==== Given data

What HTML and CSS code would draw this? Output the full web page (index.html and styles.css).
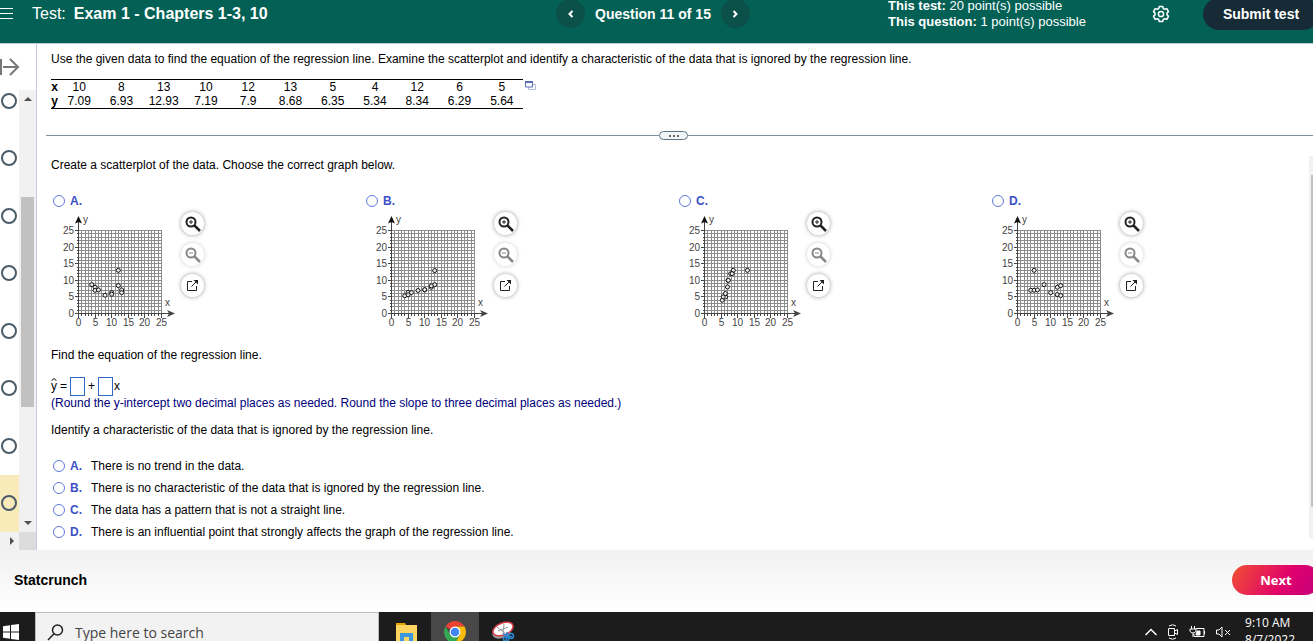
FILE: index.html
```html
<!DOCTYPE html>
<html lang="en">
  <head>
    <meta charset="UTF-8" />
    <meta name="viewport" content="width=device-width, initial-scale=1.0" />
    <title>Exam 1 - Chapters 1-3, 10</title>
    <link rel="stylesheet" href="styles.css">
  </head>

  <body>
    <header class="topbar">
      <div class="test-title">
        <button class="menu" aria-label="Menu"><span></span><span></span><span></span></button>
        <span>Test:</span>
        <b>Exam 1 - Chapters 1-3, 10</b>
      </div>
      <div class="question-nav">
        <button class="round" aria-label="Previous question">
          <svg width="6" height="8" viewBox="0 0 6 8"><path d="M4.5 1 L1.5 4 L4.5 7" /></svg>
        </button>
        <b>Question 11 of 15</b>
        <button class="round" aria-label="Next question">
          <svg width="6" height="8" viewBox="0 0 6 8"><path d="M1.5 1 L4.5 4 L1.5 7" /></svg>
        </button>
      </div>
      <div class="points">
        <div><b>This test:</b> 20 point(s) possible</div>
        <div><b>This question:</b> 1 point(s) possible</div>
      </div>
      <div class="actions">
        <button class="gear" aria-label="Settings">
          <svg width="18" height="18" viewBox="0 0 18 18">
            <path d="M7.3 1.5h3.4l.6 2 1.4.8 2.1-.7 1.7 3-1.5 1.5v1.8l1.5 1.5-1.7 3-2.1-.7-1.4.8-.6 2H7.3l-.6-2-1.4-.8-2.1.7-1.7-3L3 9.900V8.100L1.500 6.600l1.700-3 2.100.7 1.400-.8z" />
            <circle cx="9" cy="9" r="2.600" />
          </svg>
        </button>
        <button class="submit">Submit test</button>
      </div>
    </header>

    <div class="main">
      <aside class="sidebar">
        <button class="expand" aria-label="Expand question list">
          <svg width="20" height="20" viewBox="0 0 20 20"><path d="M1 2V18M3 10H18M10 2L18 10L10 18" /></svg>
        </button>
        <div class="side-scroll">
          <nav class="question-list">
            <div class="questions">
              <a href="#q4" aria-label="Question 4"></a>
              <a href="#q5" aria-label="Question 5"></a>
              <a href="#q6" aria-label="Question 6"></a>
              <a href="#q7" aria-label="Question 7"></a>
              <a href="#q8" aria-label="Question 8"></a>
              <a href="#q9" aria-label="Question 9"></a>
              <a href="#q10" aria-label="Question 10"></a>
              <a href="#q11" aria-label="Question 11" class="current"></a>
            </div>
          </nav>
          <div class="vbar">
            <i class="up"></i>
            <div class="thumb"></div>
            <i class="down"></i>
          </div>
        </div>
        <div class="hbar"><i class="right"></i><div class="corner"></div></div>
      </aside>

      <main class="content">
        <p>Use the given data to find the equation of the regression line. Examine the scatterplot and identify a characteristic of the data that is ignored by the regression line.</p>
        <div class="data">
          <table>
            <tr><th scope="row">x</th><td>10</td><td>8</td><td>13</td><td>10</td><td>12</td><td>13</td><td>5</td><td>4</td><td>12</td><td>6</td><td>5</td></tr>
            <tr><th scope="row">y</th><td>7.09</td><td>6.93</td><td>12.93</td><td>7.19</td><td>7.9</td><td>8.68</td><td>6.35</td><td>5.34</td><td>8.34</td><td>6.29</td><td>5.64</td></tr>
          </table>
          <button class="copy" aria-label="Open data">
            <svg width="11" height="10" viewBox="0 0 11 10">
              <path d="M3.500 3.500h7v5h-7z" fill="#fff" stroke="#b4bce0" />
              <path d="M.5 1h7v5h-7z" fill="#fff" stroke="#5b6bb5" />
              <path d="M0 1h8" stroke="#5b6bb5" stroke-width="2" />
            </svg>
          </button>
        </div>

        <div class="divider"><button aria-label="Resize"><span></span><span></span><span></span></button></div>

        <div class="answer">
          <p>Create a scatterplot of the data. Choose the correct graph below.</p>
          <div class="graphs" id="graphs"></div>

          <p>Find the equation of the regression line.</p>
          <div class="equation">
            <span class="hat"><svg width="6" height="3" viewBox="0 0 6 3"><path d="M.5 2.800L3 .5L5.500 2.800" /></svg>y</span>
            <span>=</span>
            <input type="text" aria-label="Intercept">
            <span>+</span>
            <input type="text" aria-label="Slope"><span>x</span>
          </div>
          <p class="hint">(Round the y-intercept two decimal places as needed. Round the slope to three decimal places as needed.)</p>
          <p class="identify">Identify a characteristic of the data that is ignored by the regression line.</p>

          <div class="choices">
            <label><input type="radio" name="trait"><b>A.</b>There is no trend in the data.</label>
            <label><input type="radio" name="trait"><b>B.</b>There is no characteristic of the data that is ignored by the regression line.</label>
            <label><input type="radio" name="trait"><b>C.</b>The data has a pattern that is not a straight line.</label>
            <label><input type="radio" name="trait"><b>D.</b>There is an influential point that strongly affects the graph of the regression line.</label>
          </div>
        </div>
        <div class="page-scroll"><div></div></div>
      </main>
    </div>

    <footer class="footer">
      <a href="#statcrunch">Statcrunch</a>
      <button class="next">Next</button>
    </footer>

    <div class="taskbar">
      <div class="taskbar-inner">
        <button class="start" aria-label="Start">
          <svg width="16" height="16" viewBox="0 0 16 16"><path d="M0 2.200L7 1.200V7.500H0zM8 1L16 0V7.500H8zM0 8.500H7V14.800L0 13.800zM8 8.500H16V16L8 15z" fill="#fff" /></svg>
        </button>
        <label class="search">
          <svg width="17" height="17" viewBox="0 0 17 17"><circle cx="10.500" cy="6" r="5" /><path d="M7 9.800L1 16" /></svg>
          <input type="text" placeholder="Type here to search" aria-label="Search">
        </label>
        <button class="app" aria-label="File Explorer">
          <svg width="22" height="20" viewBox="0 0 22 20">
            <path d="M0 1h9l1 2H0z" fill="#e8a400" /><path d="M0 3h21v17H0z" fill="#fcd462" />
            <path d="M4 20v-9h13v9h-4v-5H8v5z" fill="#3a96dd" />
          </svg>
        </button>
        <button class="app active" aria-label="Chrome">
          <svg width="22" height="22" viewBox="0 0 22 22">
            <path d="M11 11L1.500 5.500A11 11 0 0 1 20.500 5.500H11z" fill="#ea4335" />
            <path d="M11 5.500H20.500A11 11 0 0 1 11 22L15.800 13.800z" fill="#fbbc05" />
            <path d="M1.500 5.500A11 11 0 0 0 11 22L15.800 13.800 6.200 13.800z" fill="#34a853" />
            <circle cx="11" cy="11" r="5.500" fill="#fff" /><circle cx="11" cy="11" r="4.300" fill="#4285f4" />
          </svg>
        </button>
        <button class="app" aria-label="Snipping Tool">
          <svg width="24" height="22" viewBox="0 0 24 22">
            <ellipse cx="11" cy="11" rx="10" ry="6" transform="rotate(-22 11 11)" fill="#999" />
            <ellipse cx="12" cy="8" rx="10.500" ry="6" transform="rotate(-22 12 8)" fill="#fff" stroke="#d9404a" stroke-width="1.500" />
            <path d="M6 6L15 13M13 3L12 13M7 10L17 6" stroke="#999" fill="none" />
            <path d="M12 13L21 16M16 11L15 20" stroke="#2a8ad4" stroke-width="1.500" />
            <circle cx="20" cy="15" r="2.500" stroke="#2a8ad4" fill="none" stroke-width="1.500" />
            <circle cx="15" cy="18" r="2.500" stroke="#2a8ad4" fill="none" stroke-width="1.500" />
          </svg>
        </button>
        <div class="tray">
          <svg width="12" height="8" viewBox="0 0 12 8"><path d="M.5 7L6 1.500L11.500 7" stroke-width="1.500" /></svg>
          <svg width="12" height="16" viewBox="0 0 12 16"><path d="M1.500 4.500h6v7h-6zM7.500 7L10.500 5.500v5L7.500 9M2 2Q5.500 -.5 9 2M2 14Q5.500 16.500 9 14" /></svg>
          <svg width="17" height="12" viewBox="0 0 17 12"><path d="M7 2.500h8v8H5V8M15.500 5v3M2.500 0v3M5.500 0v3M1 3h6v2Q6.500 7 4 7Q1.500 7 1 5zM4 7v4" /><path d="M8 5h3v4H7z" fill="#fff" /></svg>
          <svg width="15" height="12" viewBox="0 0 15 12"><path d="M.5 4v4H3l3 3V1L3 4zM9 4l5 5M14 4L9 9" /></svg>
          <div class="clock"><div>9:10 AM</div><div>8/7/2022</div></div>
        </div>
      </div>
    </div>

    <script>
      const graphs = document.querySelector("#graphs");

      const plots = {
        A: [[4, 8.7], [5, 7.9], [5, 7], [6, 7.1], [8, 5.5], [10, 6.3], [10, 5.8], [12, 13], [12, 8.4], [13, 7.1], [13, 6.3]],
        B: [[10, 7.09], [8, 6.93], [13, 12.93], [10, 7.19], [12, 7.9], [13, 8.68], [5, 6.35], [4, 5.34], [12, 8.34], [6, 6.29], [5, 5.64]],
        C: [[7.09, 10], [6.93, 8], [12.93, 13], [7.19, 10], [7.9, 12], [8.68, 13], [6.35, 5], [5.34, 4], [8.34, 12], [6.29, 6], [5.64, 5]],
        D: [[5, 13], [4, 7], [5, 7], [6, 7.1], [8, 8.7], [10, 6.3], [12, 7.9], [12, 5.7], [13, 8.4], [13, 5.4]],
      };

      // origin of the axes and length of one unit
      const x0 = 27.5;
      const y0 = 99.5;
      const size = 83;
      const px = (v) => x0 + Math.round((v * size) / 25);
      const py = (v) => y0 - Math.round((v * size) / 25);

      const drawPlot = (points) => {
        let grid = "";
        let ticks = "";
        let labels = "";
        let dots = "";
        for (let i = 0; i <= 25; i++) {
          let t = i % 5 == 0 ? 4 : 2;
          grid += `M${px(i)} ${y0}V${y0 - size}M${x0} ${py(i)}H${x0 + size}`;
          ticks += `M${px(i)} ${y0}v${t}M${x0} ${py(i)}h-${t}`;
          if (i % 5 == 0) {
            labels += `<text x="${px(i)}" y="112" text-anchor="middle">${i}</text>`;
            labels += `<text x="23" y="${py(i) + 3}" text-anchor="end">${i}</text>`;
          }
        }
        for (let p of points) {
          dots += `<circle cx="${x0 + (p[0] * size) / 25}" cy="${y0 - (p[1] * size) / 25}" r="2" />`;
        }
        return `<svg class="plot" width="130" height="116" viewBox="0 0 130 116">
          <path class="grid" d="${grid}" />
          <path class="axis" d="${ticks}M${x0} ${y0}V6M${x0} ${y0}H118" />
          <path d="M27.500 2L24 9.500L27.500 8L31 9.500z" fill="#111" />
          <path d="M124 99.500L116 96L118 99.500L116 103z" fill="#444" />
          ${labels}
          <text x="32" y="9">y</text><text x="114" y="92">x</text>
          <g class="dots">${dots}</g>
        </svg>`;
      };

      const lens = (sign) =>
        `<svg width="16" height="16" viewBox="0 0 16 16"><circle cx="6" cy="6" r="4.500" stroke-width="2" /><path d="M9.500 9.500L15 15" stroke-width="2.500" /><path d="${sign}" /></svg>`;

      for (let name in plots) {
        graphs.innerHTML += `<div class="graph">
          <label><input type="radio" name="graph"><b>${name}.</b></label>
          <div class="graph-body">
            ${drawPlot(plots[name])}
            <div class="tools">
              <button aria-label="Zoom in">${lens("M4 6H8M6 4V8")}</button>
              <button aria-label="Zoom out" disabled>${lens("M4 6H8")}</button>
              <button aria-label="Open graph"><svg width="13" height="13" viewBox="0 0 13 13"><path d="M6 2.500H1.500V11.500H10.500V7M5.500 7.500L10 3" /><path d="M7.500 1H12V5.500z" fill="#222" stroke="none" /></svg></button>
            </div>
          </div>
        </div>`;
      }
    </script>
  </body>
</html>
```
FILE: styles.css
```css
*,
*::before,
*::after {
  box-sizing: border-box;
}

body {
  margin: 0;
  height: 100vh;
  display: flex;
  flex-direction: column;
  overflow: hidden;
  font-family: "Liberation Sans", Arial, sans-serif;
  font-size: 12px;
  line-height: 14px;
  color: #000;
  background: #fff;
}

button {
  font-family: inherit;
  padding: 0;
  border: none;
  background: none;
  display: flex;
  align-items: center;
  justify-content: center;
  flex-shrink: 0;
}

svg {
  fill: none;
  flex-shrink: 0;
}

p {
  margin: 0;
}

/* top bar */
.topbar {
  display: grid;
  grid-template-columns: minmax(0, 556fr) minmax(0, 332fr) minmax(0, 264fr) minmax(0, 161fr);
  align-items: center;
  align-content: center;
  height: 44px;
  flex-shrink: 0;
  padding-bottom: 16px;
  overflow: hidden;
  background: #036055;
  border-bottom: 1px solid #c5cbe3;
  color: #fff;
  white-space: nowrap;
}

.test-title {
  display: flex;
  align-items: center;
  gap: 8px;
  font-size: 16px;
}

.menu {
  flex-direction: column;
  gap: 4px;
  width: 13px;
  margin-right: 11px;
}

.menu span {
  width: 13px;
  height: 1px;
  background: #fff;
}

.question-nav {
  display: flex;
  align-items: center;
  gap: 10px;
  font-size: 14px;
}

.round {
  width: 29px;
  height: 29px;
  border-radius: 50%;
  background: #0b5049;
}

.round svg {
  stroke: #fff;
  stroke-width: 2;
}

.points {
  font-size: 13px;
  line-height: 16px;
}

.actions {
  display: flex;
  align-items: center;
  gap: 33px;
}

.gear svg {
  stroke: #fff;
  stroke-width: 1.5;
  stroke-linejoin: round;
}

.submit {
  width: 116px;
  height: 32px;
  border-radius: 16px;
  background: #162b36;
  color: #fff;
  font-size: 14px;
  font-weight: bold;
}

/* question list on the left */
.main {
  display: flex;
  flex: 1;
  min-height: 0;
}

.sidebar {
  display: flex;
  flex-direction: column;
  width: 37px;
  flex-shrink: 0;
  border-right: 1px solid #c5cbe3;
}

.expand {
  height: 46px;
  width: 19px;
}

.expand svg {
  stroke: #777;
  stroke-width: 2;
}

.side-scroll {
  display: flex;
  flex: 1;
  min-height: 0;
}

.question-list {
  display: flex;
  flex-direction: column;
  justify-content: flex-end;
  width: 19px;
  overflow: hidden;
}

.questions {
  display: grid;
  grid-auto-rows: 1fr;
  height: 460px;
  flex-shrink: 0;
}

.questions a {
  display: flex;
  align-items: center;
  padding-left: 1px;
}

.questions a::before {
  content: "";
  width: 16px;
  height: 16px;
  border: 2px solid #4b5c69;
  border-radius: 50%;
  background: #fff;
}

.questions .current {
  background: #f9ebb9;
}

.questions .current::before {
  background: none;
}

.vbar {
  display: grid;
  grid-template-rows: 107fr 210fr 125fr;
  width: 17px;
  background: #f1f1f1;
  justify-items: center;
}

.thumb {
  width: 13px;
  background: #c1c1c1;
}

.up,
.down {
  width: 0;
  height: 0;
  border: 4px solid transparent;
}

.up {
  margin-top: 3px;
  border-bottom-color: #505050;
}

.down {
  align-self: end;
  margin-bottom: 3px;
  border-top-color: #505050;
}

.hbar {
  display: flex;
  align-items: center;
  justify-content: space-between;
  height: 18px;
  background: #f1f1f1;
}

.right {
  margin-left: 10px;
  border: 4px solid transparent;
  border-left-color: #505050;
  border-right: none;
}

.corner {
  width: 17px;
  height: 18px;
  background: #dcdcdc;
}

/* question */
.content {
  position: relative;
  flex: 1;
  min-width: 0;
  padding: 8px 10px 0 14px;
}

.data {
  display: flex;
  align-items: flex-start;
  gap: 2px;
  margin-top: 13px;
}

.copy {
  margin-top: 2px;
}

table {
  width: 472px;
  table-layout: fixed;
  border-collapse: collapse;
  border-top: 1px solid #000;
  border-bottom: 1px solid #000;
}

th,
td {
  padding: 0;
  text-align: center;
}

th {
  width: 7px;
}

.divider {
  display: flex;
  align-items: center;
  margin: 22px -10px 18px -5px;
}

.divider::before,
.divider::after {
  content: "";
  height: 1px;
  background: #7d92a0;
}

.divider::before {
  flex: 613;
}

.divider::after {
  flex: 625;
}

.divider button {
  gap: 2px;
  width: 29px;
  height: 9px;
  border: 1px solid #5f7482;
  border-radius: 5px;
  background: #f3f6f8;
}

.divider span {
  width: 2px;
  height: 2px;
  background: #666;
}

input[type="radio"] {
  appearance: none;
  width: 12px;
  height: 12px;
  margin: 0 5px 0 2px;
  border: 1px solid #6078dc;
  border-radius: 50%;
}

label {
  display: flex;
  align-items: center;
}

label b {
  color: #3c50c8;
}

.graphs {
  display: grid;
  grid-template-columns: repeat(4, 1fr);
  margin: 22px 0 18px;
}

.graph-body {
  display: flex;
  margin-top: 6px;
}

.plot text {
  font-size: 10px;
  fill: #444;
}

.grid {
  stroke: #8c8c8c;
  shape-rendering: crispEdges;
}

.axis {
  stroke: #444;
  shape-rendering: crispEdges;
}

.dots circle {
  fill: #fff;
  fill-opacity: 0.8;
  stroke: #111;
}

.tools {
  display: flex;
  flex-direction: column;
  gap: 8px;
  margin-top: -2px;
}

.tools button {
  width: 23px;
  height: 23px;
  border-radius: 50%;
  background: #fff;
  box-shadow: 0 0 4px #999;
}

.tools svg {
  stroke: #222;
}

.tools button:disabled {
  box-shadow: 0 0 4px #ccc;
}

.tools button:disabled svg {
  stroke: #888;
}

.equation {
  display: flex;
  align-items: center;
  gap: 3px;
  height: 20px;
  margin-top: 14px;
}

.equation input {
  width: 15px;
  height: 19px;
  padding: 0;
  border: 1px solid #3068c8;
}

.equation input:last-of-type {
  margin-right: -2px;
}

.hat {
  position: relative;
}

.hat svg {
  position: absolute;
  left: 0;
  top: -1px;
  stroke: #000;
}

.hint {
  color: #00007d;
}

.identify {
  margin-top: 13px;
}

.choices {
  margin-top: 18px;
}

.choices label {
  height: 22px;
}

.choices b {
  width: 21px;
}

.page-scroll {
  position: absolute;
  top: 112px;
  right: 0;
  bottom: 12px;
  width: 4px;
  padding: 19px 0 31px 2px;
  background: #f1f1f1;
}

.page-scroll div {
  height: 100%;
  background: #c1c1c1;
}

/* footer */
.footer {
  display: flex;
  align-items: center;
  justify-content: space-between;
  height: 62px;
  flex-shrink: 0;
  padding: 0 0 2px 14px;
  overflow: hidden;
  background: linear-gradient(#f1f1f1, #fff);
}

.footer a {
  color: #000;
  font-size: 14px;
  font-weight: bold;
  text-decoration: none;
}

.next {
  width: 88px;
  height: 30px;
  margin-right: -7px;
  border-radius: 15px;
  background: linear-gradient(120deg, #f05032, #e0006c 60%, #c2007c);
  color: #fff;
  font-family: "Open Sans", sans-serif;
  font-size: 13px;
  font-weight: bold;
}

/* taskbar */
.taskbar {
  height: 29px;
  flex-shrink: 0;
  overflow: hidden;
  background: #1c1c1c;
}

.taskbar-inner {
  display: flex;
  height: 40px;
}

.start {
  width: 35px;
  padding-right: 14px;
}

.search {
  gap: 11px;
  width: 344px;
  padding-left: 11px;
  border: 1px solid #bbb;
  background: #f2f2f2;
}

.search svg {
  stroke: #222;
  stroke-width: 1.5;
}

.search input {
  flex: 1;
  border: none;
  padding: 0;
  background: none;
  font-family: "Open Sans", sans-serif;
  font-size: 14px;
}

.search input::placeholder {
  color: #444;
}

.app {
  width: 48px;
}

.search + .app {
  margin-left: 4px;
}

.app.active {
  background: #484848;
}

.tray {
  display: flex;
  align-items: center;
  gap: 10px;
  margin-left: auto;
  padding-right: 18px;
  color: #fff;
}

.tray svg {
  stroke: #fff;
}

.clock {
  margin-left: 4px;
  padding-bottom: 2px;
  font-family: "Open Sans", sans-serif;
  font-size: 12px;
  line-height: 17px;
}
```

========

Exercise instructions » Take each line containing the string "styles" and copy it out.

Task solution »
What HTML and CSS code would draw this? Output the full web page (index.html and styles.css).
    <link rel="stylesheet" href="styles.css">
FILE: styles.css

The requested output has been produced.